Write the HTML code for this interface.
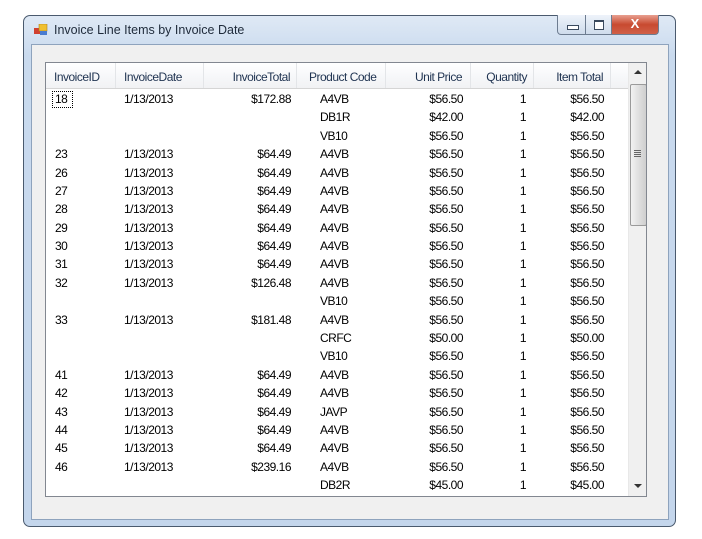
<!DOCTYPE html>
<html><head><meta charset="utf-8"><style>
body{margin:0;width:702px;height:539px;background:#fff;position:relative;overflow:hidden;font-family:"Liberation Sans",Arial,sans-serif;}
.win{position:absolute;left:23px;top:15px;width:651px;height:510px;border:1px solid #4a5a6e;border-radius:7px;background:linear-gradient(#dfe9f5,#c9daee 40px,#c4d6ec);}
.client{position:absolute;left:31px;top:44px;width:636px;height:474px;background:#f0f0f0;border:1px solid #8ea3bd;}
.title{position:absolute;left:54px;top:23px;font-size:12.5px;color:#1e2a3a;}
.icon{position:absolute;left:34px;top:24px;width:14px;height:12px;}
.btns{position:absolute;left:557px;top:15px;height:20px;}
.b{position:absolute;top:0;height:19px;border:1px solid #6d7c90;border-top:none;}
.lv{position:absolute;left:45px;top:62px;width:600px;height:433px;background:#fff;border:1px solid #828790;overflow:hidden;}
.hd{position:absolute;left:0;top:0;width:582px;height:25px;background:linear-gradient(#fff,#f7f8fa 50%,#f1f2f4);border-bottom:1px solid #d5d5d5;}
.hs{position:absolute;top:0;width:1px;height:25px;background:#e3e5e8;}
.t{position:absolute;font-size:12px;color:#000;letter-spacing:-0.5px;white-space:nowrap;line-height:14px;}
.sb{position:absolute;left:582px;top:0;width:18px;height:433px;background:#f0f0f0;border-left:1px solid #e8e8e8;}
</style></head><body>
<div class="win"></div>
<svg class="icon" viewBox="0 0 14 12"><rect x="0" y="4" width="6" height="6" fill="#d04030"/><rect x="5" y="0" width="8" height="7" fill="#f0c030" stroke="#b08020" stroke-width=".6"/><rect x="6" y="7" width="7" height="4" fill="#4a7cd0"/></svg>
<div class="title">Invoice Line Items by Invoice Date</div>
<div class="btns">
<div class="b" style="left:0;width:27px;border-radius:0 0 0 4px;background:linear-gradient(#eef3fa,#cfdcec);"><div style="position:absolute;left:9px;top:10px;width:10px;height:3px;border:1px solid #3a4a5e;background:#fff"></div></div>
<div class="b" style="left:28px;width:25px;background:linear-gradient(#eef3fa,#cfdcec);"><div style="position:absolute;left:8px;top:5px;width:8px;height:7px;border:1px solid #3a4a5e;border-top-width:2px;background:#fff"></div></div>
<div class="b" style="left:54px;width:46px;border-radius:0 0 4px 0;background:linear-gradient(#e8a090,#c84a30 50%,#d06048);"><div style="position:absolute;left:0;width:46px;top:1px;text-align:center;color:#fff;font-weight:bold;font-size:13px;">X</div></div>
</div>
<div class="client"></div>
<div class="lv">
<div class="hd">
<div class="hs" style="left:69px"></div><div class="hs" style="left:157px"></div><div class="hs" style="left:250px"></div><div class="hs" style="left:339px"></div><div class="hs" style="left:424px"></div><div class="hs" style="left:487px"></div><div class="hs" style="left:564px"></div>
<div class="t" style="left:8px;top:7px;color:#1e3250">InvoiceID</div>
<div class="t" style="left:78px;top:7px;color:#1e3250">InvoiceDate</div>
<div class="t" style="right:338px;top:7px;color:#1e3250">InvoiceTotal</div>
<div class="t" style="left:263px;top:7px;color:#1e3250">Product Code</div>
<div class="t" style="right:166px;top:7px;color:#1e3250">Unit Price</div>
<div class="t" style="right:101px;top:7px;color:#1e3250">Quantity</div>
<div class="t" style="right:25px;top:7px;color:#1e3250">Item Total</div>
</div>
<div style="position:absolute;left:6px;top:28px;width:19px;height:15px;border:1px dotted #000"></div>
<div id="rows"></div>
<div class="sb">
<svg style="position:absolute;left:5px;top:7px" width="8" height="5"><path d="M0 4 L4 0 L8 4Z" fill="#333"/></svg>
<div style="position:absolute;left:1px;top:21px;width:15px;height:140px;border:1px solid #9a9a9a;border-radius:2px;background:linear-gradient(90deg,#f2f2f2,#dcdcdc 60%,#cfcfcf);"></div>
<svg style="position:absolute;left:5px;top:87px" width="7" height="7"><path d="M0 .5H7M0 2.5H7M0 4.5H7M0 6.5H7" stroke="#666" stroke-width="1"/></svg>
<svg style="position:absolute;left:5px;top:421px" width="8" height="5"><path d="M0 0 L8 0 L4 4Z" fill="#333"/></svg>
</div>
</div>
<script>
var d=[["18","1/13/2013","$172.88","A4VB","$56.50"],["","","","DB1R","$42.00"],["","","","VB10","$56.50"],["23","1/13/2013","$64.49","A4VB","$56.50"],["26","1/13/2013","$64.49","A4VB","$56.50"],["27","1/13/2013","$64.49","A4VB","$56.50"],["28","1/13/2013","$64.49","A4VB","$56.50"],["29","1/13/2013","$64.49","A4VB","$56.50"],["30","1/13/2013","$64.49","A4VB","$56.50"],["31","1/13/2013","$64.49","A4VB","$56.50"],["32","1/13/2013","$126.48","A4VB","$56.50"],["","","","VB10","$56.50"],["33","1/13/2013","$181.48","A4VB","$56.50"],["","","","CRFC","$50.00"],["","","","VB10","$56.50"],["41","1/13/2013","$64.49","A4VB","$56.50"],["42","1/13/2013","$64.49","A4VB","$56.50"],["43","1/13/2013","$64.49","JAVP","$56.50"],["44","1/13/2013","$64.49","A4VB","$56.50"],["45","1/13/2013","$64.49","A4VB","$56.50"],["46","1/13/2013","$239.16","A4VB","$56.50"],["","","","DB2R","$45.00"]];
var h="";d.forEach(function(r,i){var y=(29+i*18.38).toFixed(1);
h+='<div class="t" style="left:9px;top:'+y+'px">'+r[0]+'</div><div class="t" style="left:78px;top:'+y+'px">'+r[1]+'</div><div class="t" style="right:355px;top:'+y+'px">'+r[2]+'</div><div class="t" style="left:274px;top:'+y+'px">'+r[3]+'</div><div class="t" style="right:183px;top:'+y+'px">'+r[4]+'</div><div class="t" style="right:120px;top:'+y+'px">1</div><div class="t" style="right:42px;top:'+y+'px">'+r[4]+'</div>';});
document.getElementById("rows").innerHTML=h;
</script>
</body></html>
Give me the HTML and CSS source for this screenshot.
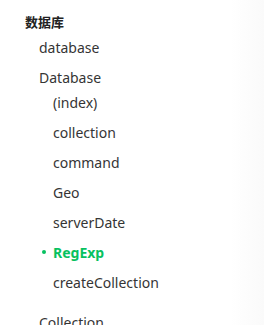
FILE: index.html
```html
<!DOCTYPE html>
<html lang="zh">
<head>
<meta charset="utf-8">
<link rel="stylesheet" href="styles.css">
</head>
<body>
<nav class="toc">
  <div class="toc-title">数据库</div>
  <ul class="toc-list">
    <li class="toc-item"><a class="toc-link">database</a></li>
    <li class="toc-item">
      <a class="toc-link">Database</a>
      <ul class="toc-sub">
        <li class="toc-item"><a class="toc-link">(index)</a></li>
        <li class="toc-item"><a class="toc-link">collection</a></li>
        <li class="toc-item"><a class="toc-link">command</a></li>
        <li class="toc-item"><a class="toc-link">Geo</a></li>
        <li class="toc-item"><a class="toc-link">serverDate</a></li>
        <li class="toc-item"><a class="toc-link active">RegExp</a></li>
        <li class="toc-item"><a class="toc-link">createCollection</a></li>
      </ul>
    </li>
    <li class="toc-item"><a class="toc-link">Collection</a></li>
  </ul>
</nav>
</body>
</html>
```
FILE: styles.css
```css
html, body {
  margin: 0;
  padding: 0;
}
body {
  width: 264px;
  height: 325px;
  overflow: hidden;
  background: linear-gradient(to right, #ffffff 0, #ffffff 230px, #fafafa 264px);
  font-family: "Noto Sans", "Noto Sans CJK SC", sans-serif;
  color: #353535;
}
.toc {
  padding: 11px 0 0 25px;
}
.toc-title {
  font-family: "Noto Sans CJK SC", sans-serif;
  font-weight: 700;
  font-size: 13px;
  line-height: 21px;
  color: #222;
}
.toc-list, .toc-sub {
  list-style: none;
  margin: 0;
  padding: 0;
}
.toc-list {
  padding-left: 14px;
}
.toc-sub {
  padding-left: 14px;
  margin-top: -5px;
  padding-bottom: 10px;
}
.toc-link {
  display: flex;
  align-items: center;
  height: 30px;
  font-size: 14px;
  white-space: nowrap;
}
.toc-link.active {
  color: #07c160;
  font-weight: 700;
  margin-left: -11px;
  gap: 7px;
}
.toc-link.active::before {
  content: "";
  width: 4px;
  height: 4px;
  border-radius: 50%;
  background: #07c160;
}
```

(YOUR OBJECTIVE): Above are the records. Copy exactly, and only, the lines from the line containing "Give me the" through the last one, omitting any pictures.

(RESPONSE TO THIS TASK):
Give me the HTML and CSS source for this screenshot.
FILE: index.html
```html
<!DOCTYPE html>
<html lang="zh">
<head>
<meta charset="utf-8">
<link rel="stylesheet" href="styles.css">
</head>
<body>
<nav class="toc">
  <div class="toc-title">数据库</div>
  <ul class="toc-list">
    <li class="toc-item"><a class="toc-link">database</a></li>
    <li class="toc-item">
      <a class="toc-link">Database</a>
      <ul class="toc-sub">
        <li class="toc-item"><a class="toc-link">(index)</a></li>
        <li class="toc-item"><a class="toc-link">collection</a></li>
        <li class="toc-item"><a class="toc-link">command</a></li>
        <li class="toc-item"><a class="toc-link">Geo</a></li>
        <li class="toc-item"><a class="toc-link">serverDate</a></li>
        <li class="toc-item"><a class="toc-link active">RegExp</a></li>
        <li class="toc-item"><a class="toc-link">createCollection</a></li>
      </ul>
    </li>
    <li class="toc-item"><a class="toc-link">Collection</a></li>
  </ul>
</nav>
</body>
</html>
```
FILE: styles.css
```css
html, body {
  margin: 0;
  padding: 0;
}
body {
  width: 264px;
  height: 325px;
  overflow: hidden;
  background: linear-gradient(to right, #ffffff 0, #ffffff 230px, #fafafa 264px);
  font-family: "Noto Sans", "Noto Sans CJK SC", sans-serif;
  color: #353535;
}
.toc {
  padding: 11px 0 0 25px;
}
.toc-title {
  font-family: "Noto Sans CJK SC", sans-serif;
  font-weight: 700;
  font-size: 13px;
  line-height: 21px;
  color: #222;
}
.toc-list, .toc-sub {
  list-style: none;
  margin: 0;
  padding: 0;
}
.toc-list {
  padding-left: 14px;
}
.toc-sub {
  padding-left: 14px;
  margin-top: -5px;
  padding-bottom: 10px;
}
.toc-link {
  display: flex;
  align-items: center;
  height: 30px;
  font-size: 14px;
  white-space: nowrap;
}
.toc-link.active {
  color: #07c160;
  font-weight: 700;
  margin-left: -11px;
  gap: 7px;
}
.toc-link.active::before {
  content: "";
  width: 4px;
  height: 4px;
  border-radius: 50%;
  background: #07c160;
}
```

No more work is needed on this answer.